Reasonableness of WKW's Response
In evaluating WKW's response to Butcher's abrupt closure, the court determined that WKW acted reasonably in mitigating its losses. RPG contended that WKW should have secured alternative suppliers before Butcher's termination and that it acted unreasonably by rejecting Butcher's offer for short-term services. The court rejected these arguments, noting that the Supply Agreement allowed for a six-month notice period, which WKW utilized to find a replacement supplier. WKW's actions to revert to the anodizing process while seeking a new supplier were deemed reasonable under the circumstances, further supporting its claim for set-off.
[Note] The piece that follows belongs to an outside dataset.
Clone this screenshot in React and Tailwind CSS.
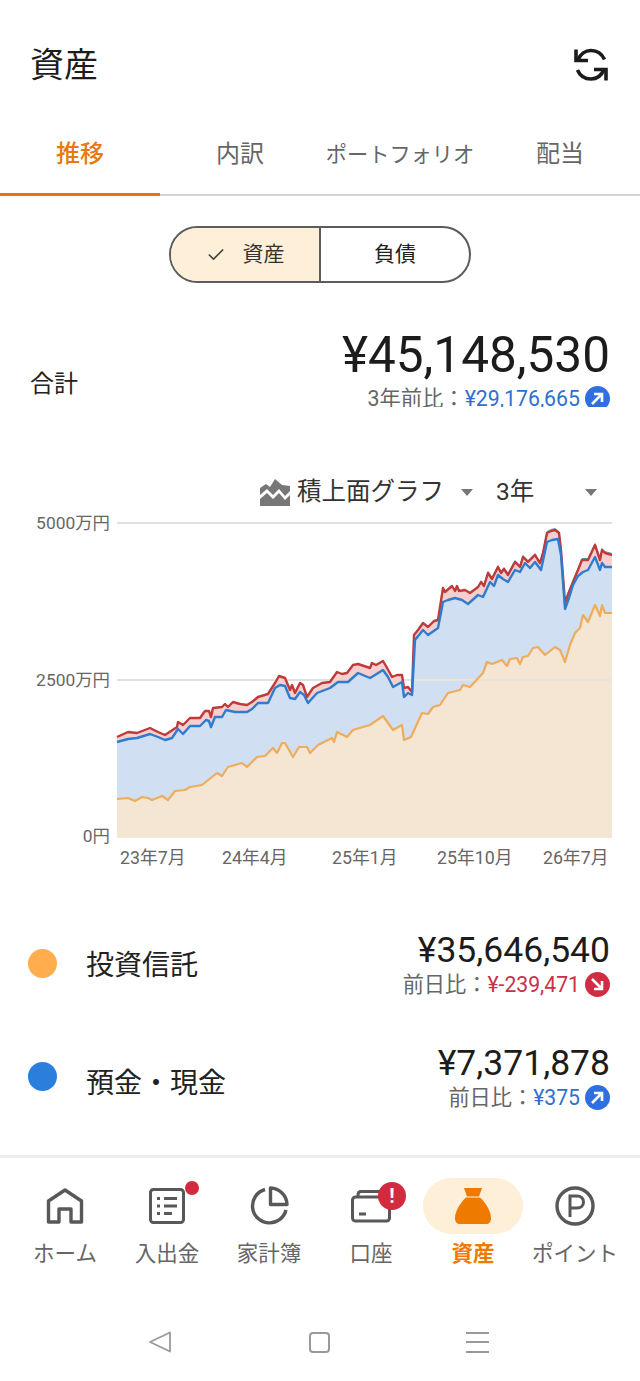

The court emphasized that speculation regarding what WKW "should have" done does not establish a genuine issue of material fact against the evidence presented.
Evidence of Lost Profits
The court reviewed the evidence presented by WKW regarding its lost profits due to the reversion to the anodized process. WKW's controller provided testimony estimating lost profits at $1,059,814.88 during the period following Butcher's closure. RPG's challenges to this figure were found insufficient to create a genuine issue of material fact, as the court determined that the undisputed evidence showed WKW's losses exceeded RPG's claim. The court clarified that Kroell's calculations were admissible as lay testimony under Rule 701, based on his direct knowledge of WKW's operations and financial records. Additionally, the court highlighted that, under Alabama law, the uncertainty in calculating lost profits does not preclude recovery, provided that some evidence of loss exists. As RPG did not dispute the fact that WKW's losses were greater than the amount claimed, the court concluded that WKW was entitled to summary judgment.